Now, the left side of the equation looks like this: $$4x + 4y - x + y$$.
We combine the terms that contain the variable $$x$$: $$4x - x$$. Remembering that $$-x$$ is the same as $$-1x$$, we sum the coefficients $$4 - 1 = 3$$. So, these terms combine to $$3x$$.
Next, we combine the terms that contain the variable $$y$$: $$4y + y$$. Remembering that $$y$$ is the same as $$1y$$, we sum the coefficients $$4 + 1 = 5$$. So, these terms combine to $$5y$$.
The right side of the second equation is already simplified as $$-12$$.
Putting the simplified left and right sides together, the second equation simplifies to: $$3x + 5y = -12$$.

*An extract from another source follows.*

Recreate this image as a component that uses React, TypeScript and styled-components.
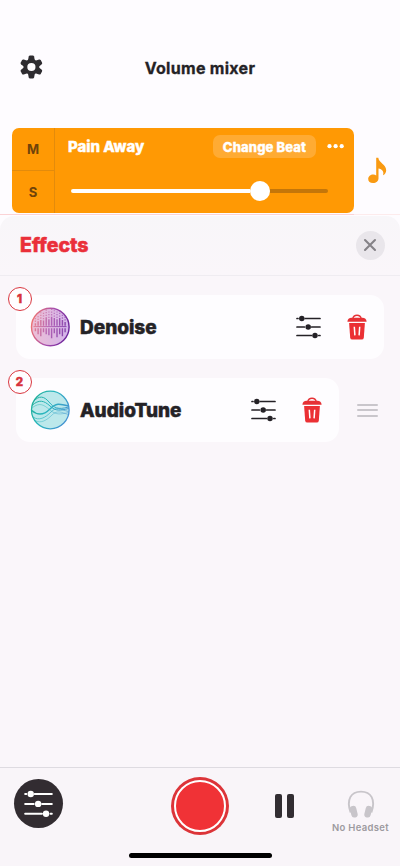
import React from "react";
import styled, { createGlobalStyle } from "styled-components";

const Global = createGlobalStyle`
  * { box-sizing: border-box; }
  body { margin: 0; background: #fefcff; font-family: Inter, "Liberation Sans", sans-serif; color: #242226; }
  button { font: inherit; color: inherit; border: 0; padding: 0; background: none; }
  svg { display: block; flex: none; overflow: visible; }
`;

const Screen = styled.div`
  width: 400px;
  height: 866px;
  overflow: hidden;
  display: flex;
  flex-direction: column;
  background: #fefcff;
`;

const Header = styled.header`
  height: 127px;
  padding: 55px 20px 0;
  display: grid;
  grid-template-columns: 40px 1fr 40px;
  align-items: start;
`;

const Title = styled.h1`
  margin: 3px 0 0;
  text-align: center;
  font-size: 16px;
  line-height: 20px;
  font-weight: 700;
  letter-spacing: 0.3px;
  -webkit-text-stroke: 0.3px currentColor;
`;

const TrackRow = styled.section`
  height: 87px;
  padding: 0.5px 0 1.5px 12px;
  display: flex;
`;

const TrackCard = styled.div`
  width: 342px;
  height: 85px;
  border-radius: 7px;
  background: #ff9904;
  display: flex;
  overflow: hidden;
`;

const SoloMute = styled.div`
  width: 43px;
  display: grid;
  grid-template-rows: 42px 43px;
  border-right: 1px solid #e38b0c;
`;

const Toggle = styled.button`
  font-size: 13px;
  font-weight: 700;
  color: #6f430a;
  & + & { border-top: 1px solid #e38b0c; }
`;

const TrackBody = styled.div`
  flex: 1;
  padding: 7px 10px 0 13px;
`;

const TrackTop = styled.div`
  display: flex;
  align-items: center;
  height: 24px;
`;

const TrackName = styled.div`
  flex: 1;
  color: #fff;
  font-size: 15px;
  font-weight: 800;
  letter-spacing: -0.05px;
  -webkit-text-stroke: 0.4px currentColor;
`;

const ChangeBeat = styled.button`
  width: 103px;
  height: 23px;
  border-radius: 7px;
  background: #ffab33;
  color: #fff;
  font-size: 13px;
  font-weight: 800;
  letter-spacing: 0.12px;
  -webkit-text-stroke: 0.35px currentColor;
  margin-right: 11px;
`;

const Slider = styled.div`
  margin: 22.5px 16px 0 3px;
  height: 20px;
  display: flex;
  align-items: center;
`;

const Level = styled.div<{ $filled?: boolean }>`
  height: 4px;
  width: ${(p) => (p.$filled ? "179px" : "auto")};
  flex: ${(p) => (p.$filled ? "none" : "1")};
  background: ${(p) => (p.$filled ? "#fff" : "#c47609")};
  border-radius: ${(p) => (p.$filled ? "2px 0 0 2px" : "0 2px 2px 0")};
`;

const Thumb = styled.div`
  width: 20px;
  height: 20px;
  border-radius: 50%;
  background: #fff;
`;

const NoteSlot = styled.div`
  padding: 29px 0 0 14px;
`;

const Rule = styled.div`
  height: 1px;
  flex: none;
  background: linear-gradient(90deg, #fbd3d6 354px, #fdebec 354px);
`;

const Sheet = styled.section`
  flex: 1;
  margin-top: 1px;
  border-radius: 14px 14px 0 0;
  background: linear-gradient(#f8f6f9, #faf6fa 60px);
  display: flex;
  flex-direction: column;
`;

const SheetHead = styled.div`
  height: 60px;
  padding: 0 15.5px 1px 20px;
  display: flex;
  align-items: center;
  justify-content: space-between;
  border-bottom: 1px solid #efecf1;
`;

const SheetTitle = styled.h2`
  margin: 0;
  color: #ea2f39;
  font-size: 19.5px;
  font-weight: 800;
  letter-spacing: 0;
  -webkit-text-stroke: 0.5px currentColor;
`;

const Close = styled.button`
  width: 29px;
  height: 29px;
  border-radius: 50%;
  background: #e9e6eb;
  display: grid;
  place-items: center;
`;

const EffectList = styled.div`
  flex: 1;
  padding: 19px 16px 0;
  display: flex;
  flex-direction: column;
  gap: 19px;
`;

const EffectRow = styled.div`
  display: flex;
  align-items: center;
  height: 64px;
`;

const EffectCard = styled.div`
  position: relative;
  flex: 1;
  height: 100%;
  border-radius: 14px;
  background: #fefdff;
  display: flex;
  align-items: center;
  padding: 0 17px 0 14px;
`;

const Order = styled.div`
  position: absolute;
  left: -8.5px;
  top: -8.5px;
  width: 24px;
  height: 24px;
  border: 1.8px solid #d93740;
  border-radius: 50%;
  background: #fffdff;
  color: #d8323b;
  font-size: 11.5px;
  font-weight: 800;
  -webkit-text-stroke: 0.5px currentColor;
  line-height: 22px;
  text-align: center;
`;

const EffectName = styled.div`
  flex: 1;
  margin-left: 10px;
  font-size: 19px;
  font-weight: 800;
  letter-spacing: 0;
  -webkit-text-stroke: 0.5px currentColor;
`;

const IconButton = styled.button<{ $gap?: boolean }>`
  margin-left: ${(p) => (p.$gap ? "26px" : "0")};
  padding-bottom: ${(p) => (p.$gap ? "0" : "1px")};
`;

const Grip = styled.div`
  width: 21px;
  height: 13px;
  margin: 0 6px 0 18.5px;
  display: flex;
  flex-direction: column;
  justify-content: space-between;
`;

const GripLine = styled.div`
  height: 2px;
  border-radius: 1px;
  background: #c9c6cb;
`;

const Footer = styled.footer`
  height: 99px;
  flex: none;
  background: #f9f5f9;
  border-top: 1px solid #dedbe1;
  display: flex;
  flex-direction: column;
  align-items: center;
`;

const Controls = styled.div`
  width: 100%;
  height: 85px;
  display: flex;
  align-items: flex-start;
`;

const MixerButton = styled.button`
  width: 49px;
  height: 49px;
  margin: 11px 0 0 14px;
  border-radius: 50%;
  background: #322c31;
  display: grid;
  place-items: center;
`;

const Record = styled.button`
  width: 58px;
  height: 58px;
  margin: 9px 0 0 108px;
  border-radius: 50%;
  background: #dc3439;
  display: grid;
  place-items: center;
`;

const RecordCore = styled.span`
  width: 52px;
  height: 52px;
  border: 2px solid #fff;
  border-radius: 50%;
  background: #f03236;
`;

const Pause = styled.button`
  display: flex;
  gap: 5px;
  margin: 26px 0 0 46px;
`;

const PauseBar = styled.span`
  width: 7px;
  height: 24px;
  border-radius: 2px;
  background: #322d32;
`;

const Headset = styled.div`
  width: 70px;
  margin: 22px 0 0 31.5px;
  display: flex;
  flex-direction: column;
  align-items: center;
  gap: 3.5px;
  color: #9d9a9f;
  font-size: 9.5px;
  line-height: 12px;
  font-weight: 600;
  letter-spacing: 0.32px;
  white-space: nowrap;
`;

const HomeBar = styled.div`
  width: 143px;
  height: 5px;
  border-radius: 3px;
  background: #000;
`;

const Gear = () => (
  <svg width="22" height="24" viewBox="-11.4 -12 22 24" fill="#2e2c30">
    <circle r="6" fill="none" stroke="#2e2c30" strokeWidth="3.8" />
    {[0, 60, 120, 180, 240, 300].map((a) => (
      <path key={a} transform={`rotate(${a})`} d="M-3.4-6.5 L-2.7-10.4 Q-2.4-11.5-1.3-11.5 H1.3 Q2.4-11.5 2.7-10.4 L3.4-6.5Z" />
    ))}
  </svg>
);

const Sliders = ({ color = "#242126", width = 25 }: { color?: string; width?: number }) => (
  <svg width={width} height={width * 0.96} viewBox="0 0 25 24" fill={color} stroke={color} strokeWidth="1.7" strokeLinecap="round">
    <path d="M1 3.5H2M9.2 3.5H24M1 12H8.4M15.6 12H24M1 20.5H15.5M22.8 20.5H24" />
    <g stroke="none">
      <circle cx="5.8" cy="3.5" r="2.75" />
      <circle cx="12.2" cy="12" r="2.75" />
      <circle cx="19" cy="20.5" r="2.75" />
    </g>
  </svg>
);

const Trash = () => (
  <svg width="20" height="26" viewBox="0 0 20 26">
    <path d="M5.8 4.6C6.3 1.9 7.5 1.3 10 1.3S13.7 1.9 14.2 4.6" fill="none" stroke="#e63135" strokeWidth="1.4" />
    <path d="M.4 7.7C.5 5.2 2.2 3.8 4.6 3.8H15.4C17.8 3.8 19.5 5.2 19.6 7.7Z" fill="#e63135" />
    <path d="M2.1 9H17.9L16.8 23.7Q16.6 25.6 14.7 25.6H5.3Q3.4 25.6 3.2 23.7Z" fill="#eb3034" />
    <path d="M7.3 12.7L7.9 21.4M12.7 12.7L12.1 21.4" stroke="#fff" strokeWidth="1.5" />
  </svg>
);

const Note = () => (
  <svg width="19" height="27" viewBox="0 0 19 27" fill="#f99a12">
    <path d="M8.2.7H10.3C10.7 5.7 18.2 7.2 18.2 13.2C18.2 15.4 17 17.4 15 18.2C16.4 14.8 14 12.2 10.5 11.6V21.3C10.5 24.3 8.2 26.1 5 26.1C2.1 26.1 .2 24.5 .2 22.1C.2 19.5 2.5 17.6 5.3 17.6C6.5 17.6 7.5 17.9 8.2 18.4Z" />
  </svg>
);

const upper = [4, 7, 9, 8, 13, 10, 14, 12, 10, 12, 9, 6];
const lower = [3, 6, 8, 4, 6, 7, 10, 5, 9, 6, 8, 4];

const DenoiseArt = () => (
  <svg width="40" height="40" viewBox="0 0 40 40">
    <defs>
      <linearGradient id="dnRing" gradientUnits="userSpaceOnUse" x1="0" x2="40" y1="14" y2="24">
        <stop stopColor="#f3776e" />
        <stop offset=".5" stopColor="#a74fae" />
        <stop offset="1" stopColor="#672099" />
      </linearGradient>
      <linearGradient id="dnFill">
        <stop stopColor="#edbfd5" />
        <stop offset="1" stopColor="#d3b4eb" />
      </linearGradient>
    </defs>
    <circle cx="20.3" cy="20" r="18.8" fill="url(#dnFill)" stroke="url(#dnRing)" strokeWidth="1.4" />
    <path d="M3.5 19.6H36.5" stroke="url(#dnRing)" strokeWidth=".8" />
    <g stroke="url(#dnRing)" strokeWidth="1.4" opacity=".8">
      {upper.map((h, i) => (
        <path key={i} d={`M${5.4 + i * 2.7} 18.8l.01-${h * 0.65}`} />
      ))}
      {lower.map((h, i) => (
        <path key={i} d={`M${5.4 + i * 2.7} 21.2l.01 ${h}`} />
      ))}
    </g>
    <g stroke="url(#dnRing)" strokeWidth="1.3" strokeDasharray="1.3 1.4" opacity=".6">
      {upper.map((h, i) => (
        <path key={i} d={`M${5.4 + i * 2.7} ${17.5 - h * 0.65}l.01-${i < 2 || i > 9 ? 4 : 6.5}`} />
      ))}
    </g>
  </svg>
);

const TuneArt = () => (
  <svg width="40" height="40" viewBox="0 0 40 40">
    <defs>
      <linearGradient id="atRing" gradientUnits="userSpaceOnUse" x1="0" x2="40" y1="0" y2="20">
        <stop stopColor="#20ad8b" />
        <stop offset=".5" stopColor="#29b6bd" />
        <stop offset="1" stopColor="#4594d1" />
      </linearGradient>
    </defs>
    <circle cx="20.3" cy="20" r="18.8" fill="#bce8eb" stroke="url(#atRing)" strokeWidth="1.3" />
    <g fill="none" stroke="url(#atRing)" strokeWidth="1">
      <path d="M3 12C9 5 14 6 19 12S28 20 38.5 17" />
      <path d="M2 15.5C9 9 14 10.5 20 16S30 20.5 38.8 18.5" />
      <path d="M1.8 20.5C8 26 14 25 20 19S29 13.5 38.5 16" strokeWidth="1.4" />
      <path d="M3 27C9 31 15 28 21 22S30 19.5 38.5 21.5" opacity=".65" />
      <path d="M5 30.5C11 34 17 30 22 25S31 22 38 24.5" opacity=".45" />
      <path d="M2.5 17.5C10 12 14 15 20 20S30 24.5 38.5 22.5" opacity=".45" />
    </g>
  </svg>
);

const Headphones = () => (
  <svg width="26" height="28" viewBox="0 0 26 28" fill="#c8c5ca">
    <path d="M2.6 22.5C-2 9.5 3 1.6 13 1.6S28 9.5 23.4 22.5" fill="none" stroke="#c8c5ca" strokeWidth="1.9" />
    <rect x="2.6" y="15.8" width="6.4" height="11.8" rx="3" transform="rotate(-14 5.8 21.7)" />
    <rect x="17" y="15.8" width="6.4" height="11.8" rx="3" transform="rotate(14 20.2 21.7)" />
  </svg>
);

interface EffectProps {
  order: number;
  name: string;
  art: React.ReactNode;
  movable?: boolean;
}

const Effect = ({ order, name, art, movable }: EffectProps) => (
  <EffectRow>
    <EffectCard>
      <Order>{order}</Order>
      {art}
      <EffectName>{name}</EffectName>
      <IconButton aria-label="Adjust"><Sliders /></IconButton>
      <IconButton $gap aria-label="Delete"><Trash /></IconButton>
    </EffectCard>
    {movable && (
      <Grip>
        <GripLine />
        <GripLine />
        <GripLine />
      </Grip>
    )}
  </EffectRow>
);

export default function App() {
  return (
    <Screen>
      <Global />
      <Header>
        <Gear />
        <Title>Volume mixer</Title>
      </Header>
      <TrackRow>
        <TrackCard>
          <SoloMute>
            <Toggle>M</Toggle>
            <Toggle>S</Toggle>
          </SoloMute>
          <TrackBody>
            <TrackTop>
              <TrackName>Pain Away</TrackName>
              <ChangeBeat>Change Beat</ChangeBeat>
              <svg width="17" height="4" viewBox="0 0 17 4" fill="#fff">
                <circle cx="2.5" cy="1.2" r="2.1" />
                <circle cx="8.6" cy="1.2" r="2.1" />
                <circle cx="14.7" cy="1.2" r="2.1" />
              </svg>
            </TrackTop>
            <Slider>
              <Level $filled />
              <Thumb />
              <Level />
            </Slider>
          </TrackBody>
        </TrackCard>
        <NoteSlot><Note /></NoteSlot>
      </TrackRow>
      <Rule />
      <Sheet>
        <SheetHead>
          <SheetTitle>Effects</SheetTitle>
          <Close aria-label="Close">
            <svg width="12" height="12" viewBox="0 0 12 12" stroke="#858287" strokeWidth="2.1" strokeLinecap="round">
              <path d="M1 1L11 11M11 1L1 11" />
            </svg>
          </Close>
        </SheetHead>
        <EffectList>
          <Effect order={1} name="Denoise" art={<DenoiseArt />} />
          <Effect order={2} name="AudioTune" art={<TuneArt />} movable />
        </EffectList>
      </Sheet>
      <Footer>
        <Controls>
          <MixerButton aria-label="Mixer"><Sliders color="#fff" width={29} /></MixerButton>
          <Record aria-label="Record"><RecordCore /></Record>
          <Pause aria-label="Pause">
            <PauseBar />
            <PauseBar />
          </Pause>
          <Headset>
            <Headphones />
            No Headset
          </Headset>
        </Controls>
        <HomeBar />
      </Footer>
    </Screen>
  );
}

**step4** Applying the Substitution Method

After simplifying both equations, our system now looks like this:
1. $$y = 2x - 5$$
2. $$3x + 5y = -12$$
The substitution method involves expressing one variable in terms of the other from one equation, and then substituting that expression into the second equation. Our first simplified equation, $$y = 2x - 5$$, already provides $$y$$ explicitly in terms of $$x$$.
We will now substitute the expression $$(2x - 5)$$ for $$y$$ into the second simplified equation, which is $$3x + 5y = -12$$.
This substitution yields: $$3x + 5(2x - 5) = -12$$. This step transforms the system into a single equation with only one variable, $$x$$.

**step5** Solving for x

Now we proceed to solve the single equation obtained in the previous step for the variable $$x$$:
$$3x + 5(2x - 5) = -12$$
First, we distribute the $$5$$ to the terms inside the parenthesis:
$$5 \times 2x = 10x$$
$$5 \times (-5) = -25$$
So, the equation becomes: $$3x + 10x - 25 = -12$$.
Next, we combine the like terms involving $$x$$ on the left side: $$3x + 10x = 13x$$.
The equation is now: $$13x - 25 = -12$$.
To isolate the term with $$x$$ ($$13x$$), we need to eliminate the $$-25$$ from the left side. We do this by adding $$25$$ to both sides of the equation:
$$13x - 25 + 25 = -12 + 25$$
$$13x = 13$$
Finally, to find the value of $$x$$, we divide both sides of the equation by $$13$$:
$$x = \frac{13}{13}$$
$$x = 1$$.
We have now found the value of $$x$$.

**step6** Solving for y

With the value of $$x$$ determined as $$1$$, we can now find the value of $$y$$. We do this by substituting $$x=1$$ into one of our simplified equations. The first simplified equation, $$y = 2x - 5$$, is the most straightforward choice because $$y$$ is already isolated.
Substitute $$x=1$$ into the equation $$y = 2x - 5$$:
$$y = 2(1) - 5$$
Perform the multiplication: $$2 \times 1 = 2$$.
So, the equation becomes: $$y = 2 - 5$$.
Performing the subtraction: $$2 - 5 = -3$$.
Thus, the value of $$y$$ is $$-3$$.
The solution to the system of equations is $$x=1$$ and $$y=-3$$.

**step7** Verifying the Solution

As a final step, a wise mathematician always verifies their solution. We will substitute the found values of $$x=1$$ and $$y=-3$$ back into our simplified equations to ensure they both hold true.
Let's check the first simplified equation: $$y = 2x - 5$$
Substitute $$x=1$$ and $$y=-3$$:
$$-3 = 2(1) - 5$$
$$-3 = 2 - 5$$
$$-3 = -3$$
The first equation is satisfied.
Now, let's check the second simplified equation: $$3x + 5y = -12$$
Substitute $$x=1$$ and $$y=-3$$:
$$3(1) + 5(-3) = -12$$
$$3 + (-15) = -12$$
$$3 - 15 = -12$$
$$-12 = -12$$
The second equation is also satisfied.
Since both equations hold true with these values, we are confident that our solution, $$x=1$$ and $$y=-3$$, is correct.